In one way I could see that this second week was likely to be more of the same; more enervation, more feeling like a spare part, but it differed in this respect: throughout the first week it had been possible to have some optimism, to hold on to the quaint belief that there might be something to look forward to. Now I knew what was coming. I knew the patients were entirely likely to deliver more of the same old rubbish, and I didn't have a clue how I was going to deal with it. All right, I could follow Gregory's advice and adopt a persona, but I wasn't sure exactly where that would get me, or for that matter where it would get the patients.

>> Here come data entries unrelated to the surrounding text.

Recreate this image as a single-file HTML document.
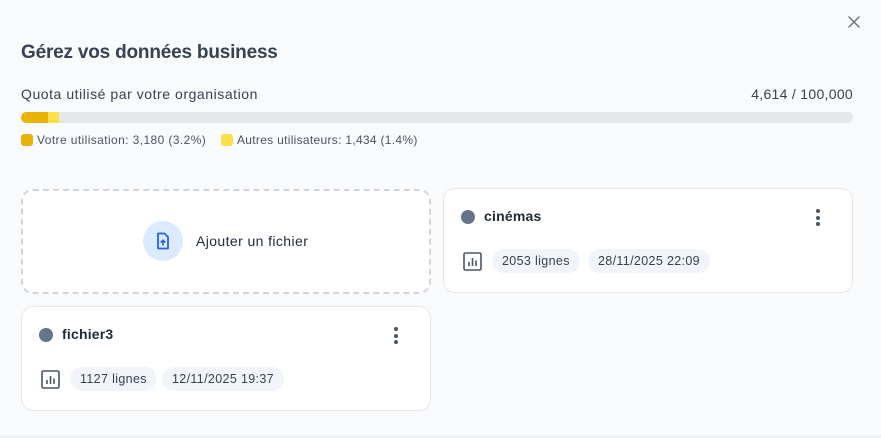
<!DOCTYPE html>
<html><head><meta charset="utf-8"><style>
*{box-sizing:border-box;margin:0;padding:0}
body{width:881px;height:438px;background:#f8fafc;font-family:"Liberation Sans",sans-serif;color:#1f2937;position:relative;overflow:hidden}
.abs{position:absolute}
.card{position:absolute;background:#fff;border:1px solid #e5e7eb;border-radius:12px;width:410px;height:105px}
.dot{position:absolute;left:17px;top:21px;width:14px;height:14px;border-radius:50%;background:#64748b}
.name{position:absolute;left:40px;top:19px;font-size:14px;font-weight:bold;color:#1f2937;letter-spacing:0.2px}
.kebab{position:absolute;left:372px;top:20px;width:4px}
.kebab i{display:block;width:4px;height:4px;border-radius:50%;background:#4b5563;margin-bottom:2.5px}
.chart{position:absolute;left:19px;top:63px}
.chip{position:absolute;top:60px;height:24px;line-height:24px;padding:0 10px;border-radius:12px;background:#f1f5f9;font-size:12.5px;color:#374151;letter-spacing:0.35px}
</style></head><body>
<svg class="abs" style="left:847px;top:15px" width="14" height="14" viewBox="0 0 14 14"><path d="M2 2L12 12M12 2L2 12" stroke="#6b7280" stroke-width="1.5" stroke-linecap="round"/></svg>
<div class="abs" style="left:21px;top:42px;font-size:19px;font-weight:bold;color:#374151;letter-spacing:-0.2px">Gérez vos données business</div>
<div class="abs" style="left:21px;top:86px;font-size:14px;color:#374151;letter-spacing:0.55px">Quota utilisé par votre organisation</div>
<div class="abs" style="right:28px;top:86px;font-size:14px;color:#374151;letter-spacing:0.3px">4,614 / 100,000</div>
<div class="abs" style="left:21px;top:112px;width:832px;height:11px;border-radius:6px;background:#e5e7eb;overflow:hidden">
 <div class="abs" style="left:0;top:0;width:38px;height:11px;background:#fde047"></div>
 <div class="abs" style="left:0;top:0;width:27px;height:11px;background:#eab308;border-radius:6px 0 0 6px"></div>
</div>
<div class="abs" style="left:21px;top:134px;width:12px;height:12px;border-radius:3px;background:#eab308"></div>
<div class="abs" style="left:37px;top:133px;font-size:12px;color:#4b5563;letter-spacing:0.4px">Votre utilisation: 3,180 (3.2%)</div>
<div class="abs" style="left:221px;top:134px;width:12px;height:12px;border-radius:3px;background:#fde047"></div>
<div class="abs" style="left:237px;top:133px;font-size:12px;color:#4b5563;letter-spacing:0.3px">Autres utilisateurs: 1,434 (1.4%)</div>

<div class="abs" style="left:21px;top:189px;width:410px;height:105px;border:2px dashed #d1d5db;border-radius:12px;background:#fff"></div>
<div class="abs" style="left:143px;top:221px;width:40px;height:40px;border-radius:50%;background:#dbeafe"></div>
<svg class="abs" style="left:155px;top:232px" width="16" height="18" viewBox="0 0 16 18"><path d="M3 1.5h6.5L13 5v11.5H3z" fill="none" stroke="#2563eb" stroke-width="1.8" stroke-linejoin="round"/><path d="M8 13.5V8.5M5.8 10.5L8 8.3l2.2 2.2" fill="none" stroke="#2563eb" stroke-width="1.6"/></svg>
<div class="abs" style="left:196px;top:233px;font-size:14px;color:#1f2937;letter-spacing:0.4px">Ajouter un fichier</div>

<div class="card" style="left:443px;top:188px">
 <div class="dot"></div><div class="name">cinémas</div>
 <div class="kebab"><i></i><i></i><i></i></div>
 <svg class="chart" width="19" height="19" viewBox="0 0 19 19"><rect x="1" y="1" width="17" height="17" rx="1.5" fill="none" stroke="#4b5563" stroke-width="1.6"/><path d="M6 14V10M9.5 14V6M13 14V8.5" stroke="#4b5563" stroke-width="1.6"/></svg>
 <div class="chip" style="left:48px">2053 lignes</div>
 <div class="chip" style="left:144px">28/11/2025 22:09</div>
</div>
<div class="card" style="left:21px;top:306px">
 <div class="dot"></div><div class="name">fichier3</div>
 <div class="kebab"><i></i><i></i><i></i></div>
 <svg class="chart" width="19" height="19" viewBox="0 0 19 19"><rect x="1" y="1" width="17" height="17" rx="1.5" fill="none" stroke="#4b5563" stroke-width="1.6"/><path d="M6 14V10M9.5 14V6M13 14V8.5" stroke="#4b5563" stroke-width="1.6"/></svg>
 <div class="chip" style="left:48px">1127 lignes</div>
 <div class="chip" style="left:140px">12/11/2025 19:37</div>
</div>
<div class="abs" style="left:0;top:435px;width:881px;height:3px;background:#eef2f6"></div>
</body></html>
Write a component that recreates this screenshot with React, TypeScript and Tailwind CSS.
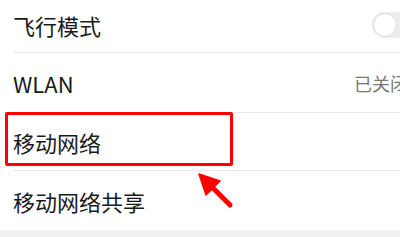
import React from 'react';

type Row = {
  label: string
  right?: 'toggle' | 'text'
  value?: string
  height: string
  last?: boolean
}

const rows: Row[] = [
  { label: '飞行模式', right: 'toggle', height: 'h-[53px] pb-[3px]' },
  { label: 'WLAN', right: 'text', value: '已关闭', height: 'h-[60px]' },
  { label: '移动网络', height: 'h-[58px]' },
  { label: '移动网络共享', height: 'h-[59px]', last: true },
];

const Toggle = () => (
  <div className="shrink-0 mr-[-22px] w-[50px] h-[26px] rounded-full bg-[#ededed] flex items-center pl-[1px]">
    <div className="w-[24px] h-[24px] rounded-full bg-white border border-[#dcdcdc]" />
  </div>
);

const App: React.FC = () => {
  return (
    <div
      className="relative w-[400px] h-[237px] overflow-hidden bg-[#f1f1f1]"
      style={{ fontFamily: '"Noto Sans CJK SC", "Noto Sans", sans-serif' }}
    >
      <div className="bg-white">
        {rows.map((row) => (
          <div key={row.label} className="pl-[13px]">
            <div
              className={`${row.height} flex items-center justify-between ${
                row.last ? '' : 'border-b border-[#e9e9e9]'
              }`}
            >
              <span className="text-[22px] leading-none text-[#1a1a1a] whitespace-nowrap">
                {row.label}
              </span>
              {row.right === 'toggle' && <Toggle />}
              {row.right === 'text' && (
                <span className="shrink-0 mr-[-8px] text-[18px] leading-none text-[#777777] whitespace-nowrap">
                  {row.value}
                </span>
              )}
            </div>
          </div>
        ))}
      </div>

      {/* highlight box */}
      <div className="absolute left-[5px] top-[112px] w-[228px] h-[54px] border-[3.5px] border-[#ff0000] rounded-[2px]" />

      {/* arrow */}
      <svg className="absolute left-0 top-0" width="400" height="237" viewBox="0 0 400 237">
        <line x1="230" y1="205" x2="208" y2="183" stroke="#ff0000" strokeWidth="5" strokeLinecap="round" />
        <polygon points="199,174 220,181 206,195" fill="#ff0000" stroke="#ff0000" strokeWidth="1.5" strokeLinejoin="round" />
      </svg>
    </div>
  );
};

export default App;
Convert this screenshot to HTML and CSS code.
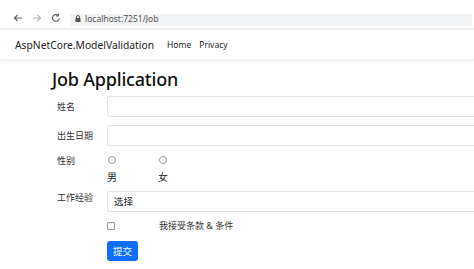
FILE: index.html
```html
<!DOCTYPE html>
<html lang="zh">
<head>
<meta charset="utf-8">
<title>Job Application</title>
<link rel="stylesheet" href="styles.css">
</head>
<body>
<div class="chrome">
  <div class="chrome-row">
    <div class="nav-icons">
      <svg class="ic" width="10" height="10" viewBox="0 0 10 10"><path d="M9 5H1.5M4.5 2L1.5 5l3 3" fill="none" stroke="#666" stroke-width="1.2"/></svg>
      <svg class="ic" width="10" height="10" viewBox="0 0 10 10"><path d="M1 5h7.5M5.5 2l3 3-3 3" fill="none" stroke="#bbb" stroke-width="1.2"/></svg>
      <svg class="ic" width="10" height="10" viewBox="0 0 10 10"><path d="M8.3 5.2A3.4 3.4 0 1 1 7 2.3M7.3 0.6V2.8H5.1" fill="none" stroke="#666" stroke-width="1.2"/></svg>
    </div>
    <div class="address">
      <svg class="lock" width="6" height="7" viewBox="0 0 6 7"><rect x="0.5" y="3" width="5" height="4" fill="#555"/><path d="M1.5 3V2a1.5 1.5 0 0 1 3 0v1" fill="none" stroke="#555"/></svg>
      <span class="url">localhost:7251/Job</span>
    </div>
  </div>
</div>
<header class="navbar">
  <span class="brand">AspNetCore.ModelValidation</span>
  <nav class="links"><a href="#">Home</a><a href="#">Privacy</a></nav>
</header>
<main class="main">
  <h1 class="title">Job Application</h1>
  <form class="form">
    <div class="row">
      <label class="lbl">姓名</label>
      <div class="input"></div>
    </div>
    <div class="row">
      <label class="lbl">出生日期</label>
      <div class="input"></div>
    </div>
    <div class="row row-radio">
      <label class="lbl">性别</label>
      <div class="radios">
        <div class="radio"><span class="circle"></span><span class="rtext">男</span></div>
        <div class="radio"><span class="circle"></span><span class="rtext">女</span></div>
      </div>
    </div>
    <div class="row row-select">
      <label class="lbl">工作经验</label>
      <div class="input select">选择</div>
    </div>
    <div class="row row-check">
      <span></span>
      <div class="check"><span class="box"></span><span class="ctext">我接受条款 &amp; 条件</span></div>
    </div>
    <div class="row row-btn">
      <span></span>
      <div><button type="button" class="btn">提交</button></div>
    </div>
  </form>
</main>
</body>
</html>
```
FILE: styles.css
```css
* { box-sizing: border-box; }
html, body { margin: 0; padding: 0; background: #fff; overflow: hidden; }
body {
  width: 474px;
  height: 269px;
  font-family: "Noto Sans", "Noto Sans CJK SC", sans-serif;
  color: #212529;
}
.chrome {
  height: 30px;
  padding-top: 14px;
  border-bottom: 2px solid #eef0f2;
}
.chrome-row {
  height: 12px;
  display: flex;
  align-items: flex-start;
}
.nav-icons {
  display: flex;
  gap: 9px;
  padding-left: 13px;
  width: 70px;
  margin-top: -1px;
}
.ic { display: block; }
.address {
  flex: 1;
  height: 12px;
  margin-right: 2px;
  background: #f1f3f4;
  display: flex;
  align-items: flex-start;
  gap: 4px;
  padding-left: 5px;
}
.lock { margin-top: 1px; }
.url {
  font-size: 8.5px;
  line-height: 10px;
  color: #555;
}
.navbar {
  height: 30px;
  display: flex;
  align-items: center;
  padding-left: 15px;
  box-shadow: 0 2px 3px rgba(0,0,0,0.05);
  border-bottom: 1px solid #f0f0f0;
}
.brand {
  font-size: 10.3px;
  color: #222;
  margin-right: 13px;
}
.links { display: flex; gap: 8px; }
.links a {
  font-size: 8.5px;
  color: #222;
  text-decoration: none;
}
.main { padding-left: 52px; padding-top: 6px; }
.title {
  margin: 0 0 4px;
  font-size: 18px;
  font-weight: 500;
  letter-spacing: -0.2px;
  line-height: 26px;
  color: #111;
}
.form { display: flex; flex-direction: column; }
.row {
  display: grid;
  grid-template-columns: 55px 1fr;
  align-items: center;
  margin-bottom: 8px;
}
.lbl {
  padding-left: 5px;
  font-size: 9px;
  color: #333;
}
.input {
  height: 21px;
  border: 1px solid #e3e5e8;
  border-right: none;
  border-radius: 3px 0 0 3px;
  background: #fff;
}
.row-radio { align-items: start; margin-bottom: 7px; }
.radios { display: flex; }
.radio { width: 51px; display: flex; flex-direction: column; align-items: flex-start; }
.circle {
  width: 8px; height: 8px;
  border: 1px solid #999;
  border-radius: 50%;
  margin-left: 0.5px;
  margin-top: 2px;
}
.rtext { font-size: 10px; margin-top: 5px; }
.row-select { align-items: start; margin-bottom: 7px; }
.select {
  font-size: 9.5px;
  padding-left: 6px;
  line-height: 19px;
}
.row-check { margin-bottom: 9px; }
.check { display: flex; align-items: center; }
.box {
  width: 8px; height: 8px;
  border: 1px solid #999;
  border-radius: 1px;
  margin-right: 44px;
}
.ctext { font-size: 9px; color: #333; }
.btn {
  display: block;
  width: 31px;
  height: 20px;
  background: #0d6efd;
  border: none;
  border-radius: 3px;
  color: #fff;
  font-family: inherit;
  font-size: 9.5px;
  padding: 0;
}
```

They were now rather more in evidence than they had been the previous week, both in the clinic and around the grounds. I saw them wandering through the corridors, sitting by the dried-up fountain, on the couches in the reception area; and every time I saw them, they were carrying writing pads, apparently locked in agonies of creativity, and then I'd see them scurrying into or out of the Communication Room, a name that now seemed to be submerged beneath multiple layers of irony. When the patients noticed me, some of them still often looked at me with resentment or hostility, or sometimes in a way that seemed simply crazy, but once in a while I sensed them regarding me with what felt more like sympathy, maybe even pity, as if I was the sad, hopeless case and they were the concerned, perhaps condescending, visitors, as if they were just passing through and I was there for keeps.